Wherever "this" appears in a line, copy that line.

Code that builds pages
* begin *

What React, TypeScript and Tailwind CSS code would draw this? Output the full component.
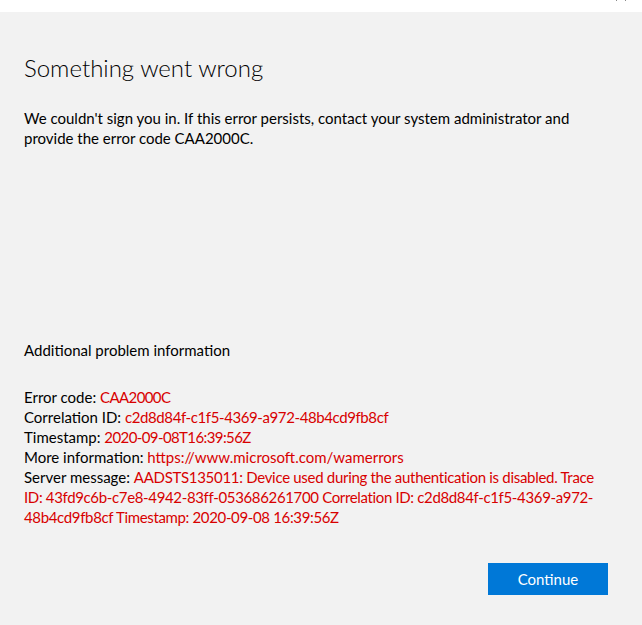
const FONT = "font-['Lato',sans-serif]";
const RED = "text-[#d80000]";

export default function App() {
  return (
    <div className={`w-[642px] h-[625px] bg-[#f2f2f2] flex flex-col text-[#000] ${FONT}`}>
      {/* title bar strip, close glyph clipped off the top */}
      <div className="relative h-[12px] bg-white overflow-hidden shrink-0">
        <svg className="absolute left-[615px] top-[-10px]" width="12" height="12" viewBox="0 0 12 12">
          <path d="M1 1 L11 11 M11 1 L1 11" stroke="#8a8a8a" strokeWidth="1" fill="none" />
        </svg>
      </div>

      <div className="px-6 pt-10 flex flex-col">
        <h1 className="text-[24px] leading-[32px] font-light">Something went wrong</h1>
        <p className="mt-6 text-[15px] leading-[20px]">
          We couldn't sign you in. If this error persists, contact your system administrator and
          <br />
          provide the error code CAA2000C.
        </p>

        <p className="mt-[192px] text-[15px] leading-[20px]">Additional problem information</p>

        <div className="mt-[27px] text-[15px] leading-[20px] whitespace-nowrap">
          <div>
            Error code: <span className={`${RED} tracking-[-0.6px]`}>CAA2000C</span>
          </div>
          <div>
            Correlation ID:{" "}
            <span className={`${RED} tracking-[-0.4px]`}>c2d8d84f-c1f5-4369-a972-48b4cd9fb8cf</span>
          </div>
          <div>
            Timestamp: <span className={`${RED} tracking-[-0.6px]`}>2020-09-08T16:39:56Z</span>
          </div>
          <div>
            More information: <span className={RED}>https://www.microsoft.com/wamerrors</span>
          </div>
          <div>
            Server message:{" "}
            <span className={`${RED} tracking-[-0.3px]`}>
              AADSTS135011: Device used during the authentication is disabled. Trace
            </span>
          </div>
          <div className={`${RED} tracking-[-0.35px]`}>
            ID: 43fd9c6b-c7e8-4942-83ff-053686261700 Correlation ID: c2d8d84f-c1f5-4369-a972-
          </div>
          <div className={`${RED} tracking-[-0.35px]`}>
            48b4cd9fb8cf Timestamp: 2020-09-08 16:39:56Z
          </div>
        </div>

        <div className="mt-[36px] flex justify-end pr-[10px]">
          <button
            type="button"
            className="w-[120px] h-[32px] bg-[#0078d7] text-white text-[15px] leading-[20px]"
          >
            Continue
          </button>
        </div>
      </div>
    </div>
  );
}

* end *
* begin *

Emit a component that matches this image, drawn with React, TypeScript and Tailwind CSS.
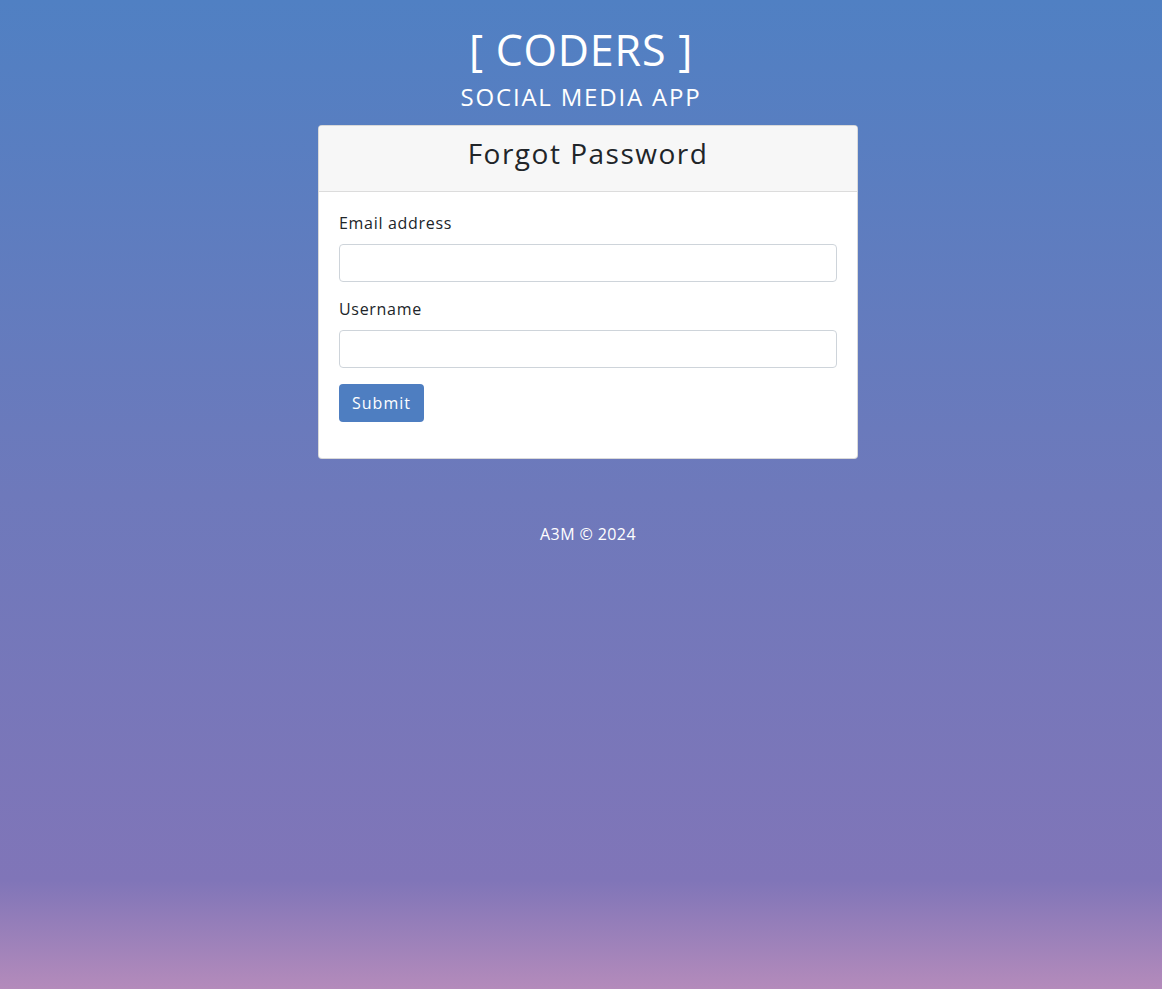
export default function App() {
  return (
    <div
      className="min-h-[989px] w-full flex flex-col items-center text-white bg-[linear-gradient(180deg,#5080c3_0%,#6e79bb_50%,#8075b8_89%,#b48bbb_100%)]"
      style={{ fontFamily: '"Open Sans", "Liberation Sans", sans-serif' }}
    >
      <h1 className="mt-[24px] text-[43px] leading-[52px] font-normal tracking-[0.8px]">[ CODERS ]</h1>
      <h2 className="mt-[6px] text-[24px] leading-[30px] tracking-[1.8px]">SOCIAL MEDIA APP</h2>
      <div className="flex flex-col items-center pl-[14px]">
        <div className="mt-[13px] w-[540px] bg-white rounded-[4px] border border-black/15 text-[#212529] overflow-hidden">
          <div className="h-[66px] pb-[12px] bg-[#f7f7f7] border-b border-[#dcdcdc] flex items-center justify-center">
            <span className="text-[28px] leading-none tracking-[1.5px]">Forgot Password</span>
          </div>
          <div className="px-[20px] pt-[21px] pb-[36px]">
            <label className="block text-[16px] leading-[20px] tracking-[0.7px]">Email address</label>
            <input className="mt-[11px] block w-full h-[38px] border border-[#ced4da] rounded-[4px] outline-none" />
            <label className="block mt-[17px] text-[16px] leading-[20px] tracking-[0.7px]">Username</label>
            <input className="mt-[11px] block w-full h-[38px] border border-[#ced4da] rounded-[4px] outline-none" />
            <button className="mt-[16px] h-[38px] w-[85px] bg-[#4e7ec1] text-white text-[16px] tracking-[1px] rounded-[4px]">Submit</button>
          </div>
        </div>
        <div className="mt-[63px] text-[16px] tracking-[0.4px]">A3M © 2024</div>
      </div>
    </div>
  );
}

* end *
* begin *

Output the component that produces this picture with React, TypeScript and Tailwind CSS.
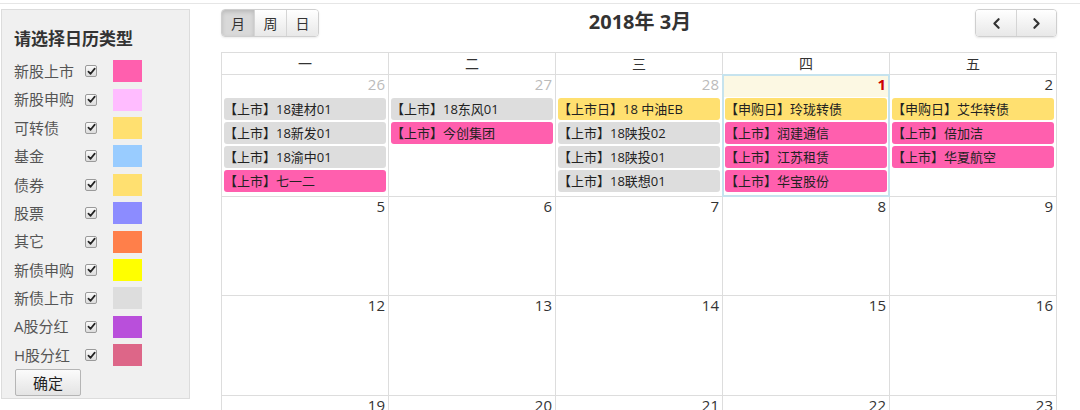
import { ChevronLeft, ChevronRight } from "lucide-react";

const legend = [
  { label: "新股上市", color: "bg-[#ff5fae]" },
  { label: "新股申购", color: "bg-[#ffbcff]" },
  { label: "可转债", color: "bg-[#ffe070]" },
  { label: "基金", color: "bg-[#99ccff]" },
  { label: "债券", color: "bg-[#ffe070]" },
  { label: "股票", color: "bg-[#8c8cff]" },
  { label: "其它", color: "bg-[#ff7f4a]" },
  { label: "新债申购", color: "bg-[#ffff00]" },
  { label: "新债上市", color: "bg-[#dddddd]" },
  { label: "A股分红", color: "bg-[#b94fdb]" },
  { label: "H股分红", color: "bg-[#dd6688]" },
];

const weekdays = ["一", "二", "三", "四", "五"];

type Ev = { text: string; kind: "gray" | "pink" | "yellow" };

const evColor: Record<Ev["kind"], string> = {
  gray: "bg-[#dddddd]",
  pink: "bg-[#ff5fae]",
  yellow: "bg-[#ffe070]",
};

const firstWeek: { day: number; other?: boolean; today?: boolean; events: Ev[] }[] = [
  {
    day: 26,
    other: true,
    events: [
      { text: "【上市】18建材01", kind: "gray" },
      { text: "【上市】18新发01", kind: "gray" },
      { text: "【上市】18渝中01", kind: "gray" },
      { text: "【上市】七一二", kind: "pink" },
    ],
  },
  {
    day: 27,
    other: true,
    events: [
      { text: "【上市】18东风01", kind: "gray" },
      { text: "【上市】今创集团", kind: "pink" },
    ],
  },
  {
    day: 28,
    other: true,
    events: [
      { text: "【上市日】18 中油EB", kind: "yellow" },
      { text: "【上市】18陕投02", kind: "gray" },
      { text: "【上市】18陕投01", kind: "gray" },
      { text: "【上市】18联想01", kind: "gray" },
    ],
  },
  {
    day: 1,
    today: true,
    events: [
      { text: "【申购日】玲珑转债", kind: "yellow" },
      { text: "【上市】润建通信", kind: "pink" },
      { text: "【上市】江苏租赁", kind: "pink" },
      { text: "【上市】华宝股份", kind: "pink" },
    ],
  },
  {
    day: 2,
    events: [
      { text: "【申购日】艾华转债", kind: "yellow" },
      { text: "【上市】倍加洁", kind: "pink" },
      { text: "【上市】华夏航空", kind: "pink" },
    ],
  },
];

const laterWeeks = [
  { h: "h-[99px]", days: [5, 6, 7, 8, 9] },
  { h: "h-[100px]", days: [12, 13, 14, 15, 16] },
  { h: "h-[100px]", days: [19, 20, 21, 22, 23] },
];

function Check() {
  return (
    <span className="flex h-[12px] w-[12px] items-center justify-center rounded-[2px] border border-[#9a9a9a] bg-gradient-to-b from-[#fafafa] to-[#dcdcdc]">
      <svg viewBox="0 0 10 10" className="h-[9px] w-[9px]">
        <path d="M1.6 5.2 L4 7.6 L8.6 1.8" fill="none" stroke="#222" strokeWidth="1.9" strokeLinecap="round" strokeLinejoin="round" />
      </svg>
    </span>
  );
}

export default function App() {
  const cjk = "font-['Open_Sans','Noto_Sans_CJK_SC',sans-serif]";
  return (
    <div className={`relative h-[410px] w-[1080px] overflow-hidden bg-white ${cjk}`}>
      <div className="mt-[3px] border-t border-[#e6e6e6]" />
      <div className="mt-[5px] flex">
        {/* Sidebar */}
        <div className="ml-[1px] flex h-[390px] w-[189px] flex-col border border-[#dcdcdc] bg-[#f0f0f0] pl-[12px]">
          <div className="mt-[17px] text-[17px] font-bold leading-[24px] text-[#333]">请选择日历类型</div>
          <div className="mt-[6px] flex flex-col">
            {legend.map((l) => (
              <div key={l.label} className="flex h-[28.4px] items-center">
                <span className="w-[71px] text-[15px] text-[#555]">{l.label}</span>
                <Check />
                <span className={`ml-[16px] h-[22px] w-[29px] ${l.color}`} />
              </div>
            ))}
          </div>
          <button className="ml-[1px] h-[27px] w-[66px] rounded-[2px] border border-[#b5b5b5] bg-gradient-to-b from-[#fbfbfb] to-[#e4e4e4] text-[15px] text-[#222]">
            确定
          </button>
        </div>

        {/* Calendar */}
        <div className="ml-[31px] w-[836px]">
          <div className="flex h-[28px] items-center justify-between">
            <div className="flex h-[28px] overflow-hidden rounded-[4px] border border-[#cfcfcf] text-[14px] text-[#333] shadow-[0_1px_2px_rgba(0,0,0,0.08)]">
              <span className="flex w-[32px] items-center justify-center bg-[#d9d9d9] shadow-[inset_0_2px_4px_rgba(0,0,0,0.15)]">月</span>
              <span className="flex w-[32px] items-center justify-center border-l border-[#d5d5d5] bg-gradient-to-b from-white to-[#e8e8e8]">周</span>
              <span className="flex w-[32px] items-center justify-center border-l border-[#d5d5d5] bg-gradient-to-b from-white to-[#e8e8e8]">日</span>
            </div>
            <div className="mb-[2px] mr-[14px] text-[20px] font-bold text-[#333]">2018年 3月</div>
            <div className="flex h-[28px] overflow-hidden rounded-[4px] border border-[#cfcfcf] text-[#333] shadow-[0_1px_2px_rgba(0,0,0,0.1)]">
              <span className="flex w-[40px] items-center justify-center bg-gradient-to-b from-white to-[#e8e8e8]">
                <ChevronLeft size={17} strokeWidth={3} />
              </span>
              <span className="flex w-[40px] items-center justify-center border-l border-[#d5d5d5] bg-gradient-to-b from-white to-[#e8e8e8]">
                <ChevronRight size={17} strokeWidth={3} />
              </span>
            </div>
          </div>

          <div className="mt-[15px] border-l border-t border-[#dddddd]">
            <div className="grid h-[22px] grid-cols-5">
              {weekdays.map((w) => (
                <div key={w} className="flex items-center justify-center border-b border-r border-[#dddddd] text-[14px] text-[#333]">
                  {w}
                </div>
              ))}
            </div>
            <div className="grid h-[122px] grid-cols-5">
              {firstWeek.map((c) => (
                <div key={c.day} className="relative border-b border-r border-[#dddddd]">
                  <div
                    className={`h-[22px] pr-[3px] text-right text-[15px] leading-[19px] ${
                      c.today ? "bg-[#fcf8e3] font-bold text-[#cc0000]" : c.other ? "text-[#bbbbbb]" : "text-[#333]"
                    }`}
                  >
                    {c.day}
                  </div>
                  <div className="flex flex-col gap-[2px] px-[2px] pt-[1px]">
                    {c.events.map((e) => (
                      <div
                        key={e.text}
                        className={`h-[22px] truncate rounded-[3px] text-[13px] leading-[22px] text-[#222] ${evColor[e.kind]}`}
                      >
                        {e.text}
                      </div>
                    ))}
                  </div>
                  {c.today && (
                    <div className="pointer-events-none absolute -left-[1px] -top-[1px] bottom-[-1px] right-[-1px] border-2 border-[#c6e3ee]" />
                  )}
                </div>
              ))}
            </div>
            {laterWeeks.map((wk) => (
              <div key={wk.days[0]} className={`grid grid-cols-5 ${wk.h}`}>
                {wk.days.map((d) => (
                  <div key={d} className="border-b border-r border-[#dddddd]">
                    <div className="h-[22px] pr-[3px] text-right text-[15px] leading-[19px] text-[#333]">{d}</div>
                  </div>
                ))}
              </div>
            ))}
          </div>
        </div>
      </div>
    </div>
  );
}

* end *

◆ TASK OUTPUT ◆
What React, TypeScript and Tailwind CSS code would draw this? Output the full component.
          We couldn't sign you in. If this error persists, contact your system administrator and
Emit a component that matches this image, drawn with React, TypeScript and Tailwind CSS.
Output the component that produces this picture with React, TypeScript and Tailwind CSS.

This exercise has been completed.